I am being sensible. I really am. Three weeks on from my fall… the incident of the broken ribs... I could not contain myself any longer. My cross trainer is brilliant... I am so glad I have it. I have used it daily to keep myself and this old body going. In conjunction with daily Grammy duty and a brisk walk down to said small one every morning… I am healing and feeling good. But…I miss my fields
So….Sunday morning…. A dry cold one, I decided to head out onto my beloved tracks and trails and have a walk! Yes… a walk… I have taken advice, and l know that really I should not be running just yet. But…a walk…to see what has happened over three weeks, how the season has moved on and what if anything has changed…I planned this, the night before... weather permitting and I slept well, despite soreness in ribs… the thought of getting outside again.. soothed my soul.
The regulation cup of tea and two biscuits...my gear was laid out the night before including my buff, Ullyrunner … I am wearing my running gear… plus extra thermal vest, as I will be walking not running. I headed out just about 8 a.m., so, a tad late for me… but I am crocked.
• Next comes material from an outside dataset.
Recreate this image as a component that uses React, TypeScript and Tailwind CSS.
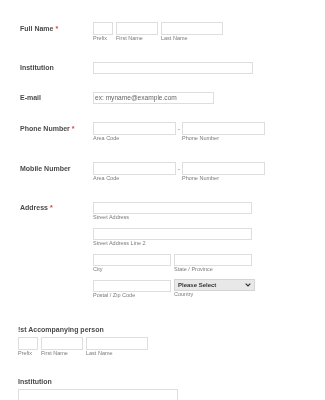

The day was calm. Cold with a bite of nippiness in the air… quiet and still as I headed out of the Close and down the hill to the village. Not a soul in sight; the houses, and their Sunday sleepers, curtained and cosy. The gardens bereft of any remaining bedding plants, shrubbed and berried and dressed in the hues of late autumn and winter. Winter pansies, Cotoneaster, Berberis, Pyracantha, decking the walls with red and yellow, and everywhere, the glossy sheen of holly.
The sky above, grey with the merest hint of warmth; a glimpse of sunlight behind scrappy, slate clouds. I was still walking, but briskly. I had forgotten how chilly it can be when we walk… down to the main road, devoid of traffic and people. Across the line and up past Rookery Wood, I smiled to think that in October last year I was running slower than I was walking now. The nests were silent, and the Horse Chestnuts, almost leafless, their leaves, discarded and crunchy, red and brown litter, beneath my feet.
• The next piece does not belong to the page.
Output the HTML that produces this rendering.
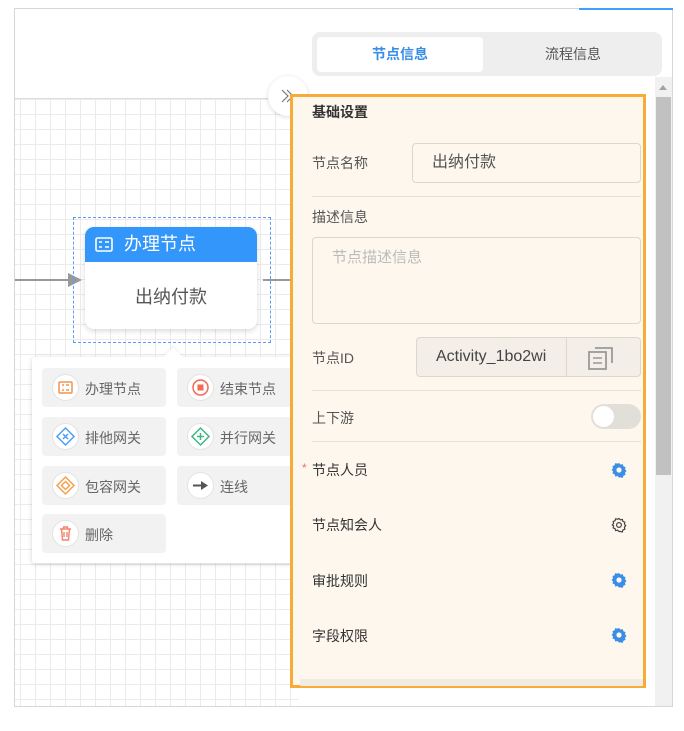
<!DOCTYPE html>
<html><head><meta charset="utf-8"><style>
*{box-sizing:border-box;margin:0;padding:0}
body{width:684px;height:731px;background:#fff;position:relative;overflow:hidden;font-family:"Liberation Sans","Noto Sans CJK SC",sans-serif;}
.abs{position:absolute}
.frame{left:14px;top:8px;width:659px;height:699px;border:1px solid #d6d6d6;}
.grid{left:15px;top:98px;width:283px;height:608px;border-top:1px solid #ddd;
background-image:linear-gradient(#ebebeb 1px,transparent 1px),linear-gradient(90deg,#ebebeb 1px,transparent 1px);background-size:15px 15px;background-position:5px 0}
.lbl{position:absolute;left:312px;font-size:14px;color:#555}
.div{position:absolute;left:312px;width:329px;height:1px;background:#eadfd0}
.btn{position:absolute;width:124px;height:39px;background:#f2f2f2;border-radius:4px;font-size:14px;color:#666}
.btn .ic{position:absolute;left:10px;top:6px;width:27px;height:27px;border-radius:50%;background:#fff;border:1px solid #e3e3e3}
.btn span{position:absolute;left:43px;top:11px}
</style></head><body>
<div class="abs frame"></div>
<div class="abs" style="left:579px;top:8px;width:94px;height:2px;background:#409eff"></div>
<div class="abs grid"></div>
<div class="abs" style="left:15px;top:279px;width:56px;height:2px;background:#999"></div>
<div class="abs" style="left:68px;top:273px;width:0;height:0;border-left:14px solid #999;border-top:7px solid transparent;border-bottom:7px solid transparent"></div>
<div class="abs" style="left:263px;top:279px;width:35px;height:2px;background:#999"></div>
<div class="abs" style="left:73px;top:217px;width:198px;height:126px;border:1.5px dashed #5a9cf8"></div>
<div class="abs" style="left:85px;top:227px;width:172px;height:102px;background:#fff;border-radius:9px;box-shadow:0 2px 6px rgba(0,0,0,.15);overflow:hidden">
<div style="height:35px;background:#3296fa;color:#fff;font-size:18px;line-height:35px;padding-left:39px;position:relative">办理节点
<svg style="position:absolute;left:10px;top:10px" width="18" height="15" viewBox="0 0 18 15"><rect x="1" y="1" width="16" height="13" rx="1.5" fill="none" stroke="#fff" stroke-width="1.6"/><path d="M4 5h3M4 10h3M10 5h4M10 10h4" stroke="#fff" stroke-width="1.6"/></svg></div>
<div style="text-align:center;font-size:18px;color:#555;margin-top:21px">出纳付款</div></div>
<div class="abs" style="left:32px;top:357px;width:266px;height:206px;background:#fff;box-shadow:0 1px 5px rgba(0,0,0,.18);border-radius:3px"></div>
<div class="abs" style="left:166px;top:350px;width:14px;height:14px;background:#fff;transform:rotate(45deg);box-shadow:-1px -1px 2px rgba(0,0,0,.06)"></div>
<div class="btn" style="left:42px;top:368px"><div class="ic"><svg width="25" height="25" viewBox="0 0 25 25"><rect x="6" y="7" width="13" height="11" rx="1" fill="none" stroke="#f0944d" stroke-width="1.5"/><path d="M9 10h2M9 15h2M13 10h3M13 15h3" stroke="#f0944d" stroke-width="1.5"/></svg></div><span>办理节点</span></div>
<div class="btn" style="left:177px;top:368px;width:121px"><div class="ic"><svg width="25" height="25"><circle cx="12.5" cy="12.5" r="7.5" fill="none" stroke="#f26b54" stroke-width="1.5"/><rect x="9.5" y="9.5" width="6" height="6" fill="#f26b54"/></svg></div><span>结束节点</span></div>
<div class="btn" style="left:42px;top:417px"><div class="ic"><svg width="25" height="25"><path d="M12.5 4L21 12.5 12.5 21 4 12.5Z" fill="none" stroke="#4d9ef7" stroke-width="1.5"/><path d="M10 10l5 5M15 10l-5 5" stroke="#4d9ef7" stroke-width="1.5"/></svg></div><span>排他网关</span></div>
<div class="btn" style="left:177px;top:417px;width:121px"><div class="ic"><svg width="25" height="25"><path d="M12.5 4L21 12.5 12.5 21 4 12.5Z" fill="none" stroke="#3cb982" stroke-width="1.5"/><path d="M12.5 9v7M9 12.5h7" stroke="#3cb982" stroke-width="1.5"/></svg></div><span>并行网关</span></div>
<div class="btn" style="left:42px;top:466px"><div class="ic"><svg width="25" height="25"><path d="M12.5 4L21 12.5 12.5 21 4 12.5Z" fill="none" stroke="#f5a04d" stroke-width="1.5"/><path d="M12.5 8.5L16.5 12.5 12.5 16.5 8.5 12.5Z" fill="none" stroke="#f5a04d" stroke-width="1.5"/></svg></div><span>包容网关</span></div>
<div class="btn" style="left:177px;top:466px;width:121px"><div class="ic"><svg width="25" height="25"><path d="M5 12.5h9" stroke="#555" stroke-width="2"/><path d="M13 8l7 4.5-7 4.5Z" fill="#555"/></svg></div><span>连线</span></div>
<div class="btn" style="left:42px;top:514px"><div class="ic"><svg width="25" height="25"><path d="M7 8h11M10.5 8V6h4v2M8.5 8l1 11h6l1-11M11 11v5M14 11v5" fill="none" stroke="#f2836b" stroke-width="1.4"/></svg></div><span>删除</span></div>
<div class="abs" style="left:298px;top:77px;width:357px;height:629px;background:#fff"></div>
<div class="abs" style="left:655px;top:77px;width:17px;height:629px;background:#f1f1f1"></div>
<div class="abs" style="left:656px;top:97px;width:15px;height:378px;background:#c1c1c1"></div>
<div class="abs" style="left:659px;top:85px;width:0;height:0;border-left:4.5px solid transparent;border-right:4.5px solid transparent;border-bottom:5px solid #a3a3a3"></div>
<div class="abs" style="left:312px;top:32px;width:350px;height:44px;background:#eee;border-radius:8px"></div>
<div class="abs" style="left:317px;top:37px;width:166px;height:35px;background:#fff;border-radius:4px;text-align:center;line-height:35px;color:#3a8ee6;font-weight:bold;font-size:14px">节点信息</div>
<div class="abs" style="left:490px;top:37px;width:166px;height:35px;text-align:center;line-height:35px;color:#555;font-size:14px">流程信息</div>
<div class="abs" style="left:268px;top:76px;width:40px;height:40px;border-radius:50%;background:#fff;box-shadow:0 1px 4px rgba(0,0,0,.15)"></div>
<svg class="abs" style="left:280px;top:88px" width="16" height="16" viewBox="0 0 16 16"><path d="M2 2l6 6-6 6M7 2l6 6-6 6" fill="none" stroke="#777" stroke-width="1.2"/></svg>
<div class="abs" style="left:290px;top:94px;width:356px;height:594px;border:3px solid #f7ac38;background:#fdf7ee"></div>
<div class="abs" style="left:300px;top:679px;width:343px;height:7px;background:#f2ebe2"></div>
<div class="lbl" style="top:102px;font-weight:bold;color:#333">基础设置</div>
<div class="lbl" style="top:153px">节点名称</div>
<div class="abs" style="left:412px;top:143px;width:229px;height:40px;border:1px solid #ddd6cc;border-radius:4px;font-size:16px;color:#555;line-height:38px;padding-left:19px">出纳付款</div>
<div class="div" style="top:196px"></div>
<div class="lbl" style="top:207px">描述信息</div>
<div class="abs" style="left:312px;top:237px;width:329px;height:87px;border:1px solid #ddd6cc;border-radius:4px;font-size:15px;color:#bbb;padding:8px 0 0 19px">节点描述信息</div>
<div class="lbl" style="top:348px">节点ID</div>
<div class="abs" style="left:416px;top:337px;width:225px;height:40px;border:1px solid #ddd6cc;border-radius:4px;background:#f3efe8;font-size:16px;color:#444;line-height:38px;padding-left:19px">Activity_1bo2wi</div>
<div class="abs" style="left:566px;top:338px;width:1px;height:38px;background:#ddd6cc"></div>
<svg class="abs" style="left:587px;top:344px" width="28" height="28" viewBox="0 0 28 28"><rect x="2" y="8" width="17" height="17" fill="none" stroke="#999" stroke-width="1.8"/><path d="M8 4h17v15" fill="none" stroke="#999" stroke-width="1.8"/><path d="M6 14h9M6 19h9" stroke="#999" stroke-width="1.6"/></svg>
<div class="div" style="top:390px"></div>
<div class="lbl" style="top:408px">上下游</div>
<div class="abs" style="left:591px;top:404px;width:50px;height:25px;border-radius:13px;background:#e2dfd9"></div>
<div class="abs" style="left:593px;top:406px;width:21px;height:21px;border-radius:50%;background:#fff"></div>
<div class="div" style="top:441px"></div>
<div class="abs" style="left:302px;top:461px;color:#f56c6c;font-size:12px">*</div>
<div class="lbl" style="top:460px;color:#333">节点人员</div>
<div class="lbl" style="top:515px;color:#333">节点知会人</div>
<div class="lbl" style="top:571px;color:#333">审批规则</div>
<div class="lbl" style="top:626px;color:#333">字段权限</div>
<svg class="abs" style="left:611px;top:462px" width="16" height="16" viewBox="0 0 16 16"><path d="M8 1l1.6 1.6 2.2-.5.6 2.2 2.1.8-.5 2.2 1.5 1.7-1.5 1.7.5 2.2-2.1.8-.6 2.2-2.2-.5L8 15.5 6.4 14l-2.2.5-.6-2.2-2.1-.8.5-2.2L.5 8l1.5-1.7-.5-2.2 2.1-.8.6-2.2 2.2.5Z" fill="#3a8ee6"/><circle cx="8" cy="8" r="2.6" fill="#fdf7ee"/></svg>
<svg class="abs" style="left:611px;top:517px" width="16" height="16" viewBox="0 0 16 16"><path d="M8 1.5l1.4 1.4 2-.4.5 1.9 1.9.8-.4 2 1.3 1.5-1.3 1.5.4 2-1.9.8-.5 1.9-2-.4L8 14.5 6.6 13.2l-2 .4-.5-1.9-1.9-.8.4-2L1.3 8l1.3-1.5-.4-2 1.9-.8.5-1.9 2 .4Z" fill="none" stroke="#444" stroke-width="1.2"/><circle cx="8" cy="8" r="2.4" fill="none" stroke="#444" stroke-width="1.2"/></svg>
<svg class="abs" style="left:611px;top:572px" width="16" height="16" viewBox="0 0 16 16"><path d="M8 1l1.6 1.6 2.2-.5.6 2.2 2.1.8-.5 2.2 1.5 1.7-1.5 1.7.5 2.2-2.1.8-.6 2.2-2.2-.5L8 15.5 6.4 14l-2.2.5-.6-2.2-2.1-.8.5-2.2L.5 8l1.5-1.7-.5-2.2 2.1-.8.6-2.2 2.2.5Z" fill="#3a8ee6"/><circle cx="8" cy="8" r="2.6" fill="#fdf7ee"/></svg>
<svg class="abs" style="left:611px;top:627px" width="16" height="16" viewBox="0 0 16 16"><path d="M8 1l1.6 1.6 2.2-.5.6 2.2 2.1.8-.5 2.2 1.5 1.7-1.5 1.7.5 2.2-2.1.8-.6 2.2-2.2-.5L8 15.5 6.4 14l-2.2.5-.6-2.2-2.1-.8.5-2.2L.5 8l1.5-1.7-.5-2.2 2.1-.8.6-2.2 2.2.5Z" fill="#3a8ee6"/><circle cx="8" cy="8" r="2.6" fill="#fdf7ee"/></svg>
</body></html>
Level with the sea-side shingle track to the field now and my heart was thumping in my chest. How silly to get so excited about a walk… but as I headed down to the field track and saw my majestic oak, completely without leaf, the mighty branched arms stretching into a winter sky… I thought I might cry. Silly old thing… I had a fall… I am still here, I can walk and exercise and I am going to get back to where I was before. I walked, sensibly along the hedges and through the fields, round and about, past the hidden pond and the Buttercup field; the track was grassy, the earth, softish, no mud, no hidden branches or holes or furrows… so, maybe a very gentle jog.
A jog so gentle that it could not even be called, an Irishprincess jogette; a jog that was the slowest and the softest jog, in the whole kingdom of Jogonia. Just about thirty or forty seconds, and then a walk, then another thirty or forty seconds, barely lifting my feet, rolling my foot, rather than lifting and so slowly…no impact at all really. No twinges and no sudden pain; just a few repeats and then back to a walk. It was so good. The feeling of moving… out and across the earth, the scents, the sounds of the morning, the crisp, clean scent of the cold hedgerows and the haws and hips casually decorating each dark corner of the fields. Bliss. I do not think I did myself any real harm.
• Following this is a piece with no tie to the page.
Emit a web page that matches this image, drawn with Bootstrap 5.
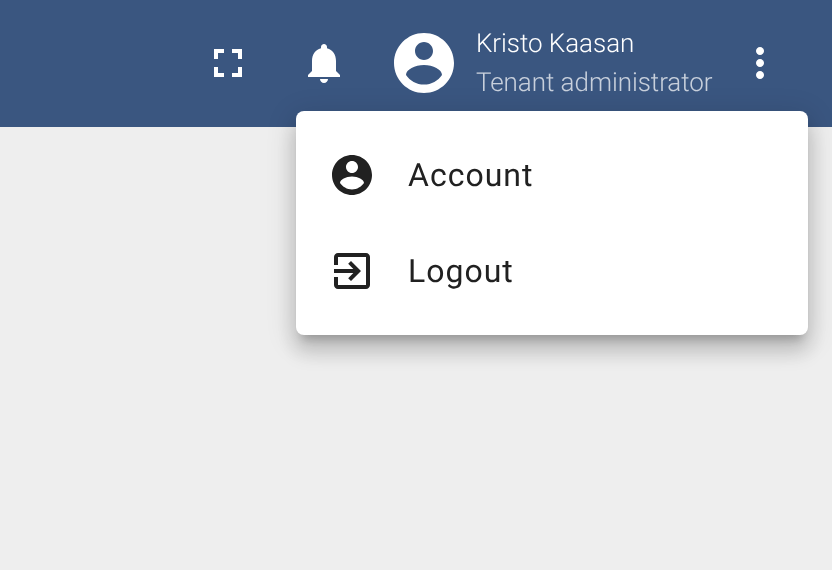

The steam train line, unkempt and dowdy, and my foot-stile and track leading through a winter crop of green… through and up towards the steam railway… smoke and noise, all across the top of the field and the sharp-throat catching smell of the engines in steam. Early risers, preparing the sleeping dragons, the Santa Expresses must be starting! I headed along the copse of, not so new now, trees, russet and gold lining my path and squeezed by the big heavy gate onto the lane. I stopped to take a photograph of the dragon, and then very slowly walked down towards the village, and homeward. No gentle jog, the lane is too hard and I had done just enough for the time being. A walk, (plus tiny jogging steps) of about 5K, which took me a while, but was quite simply, pure delight.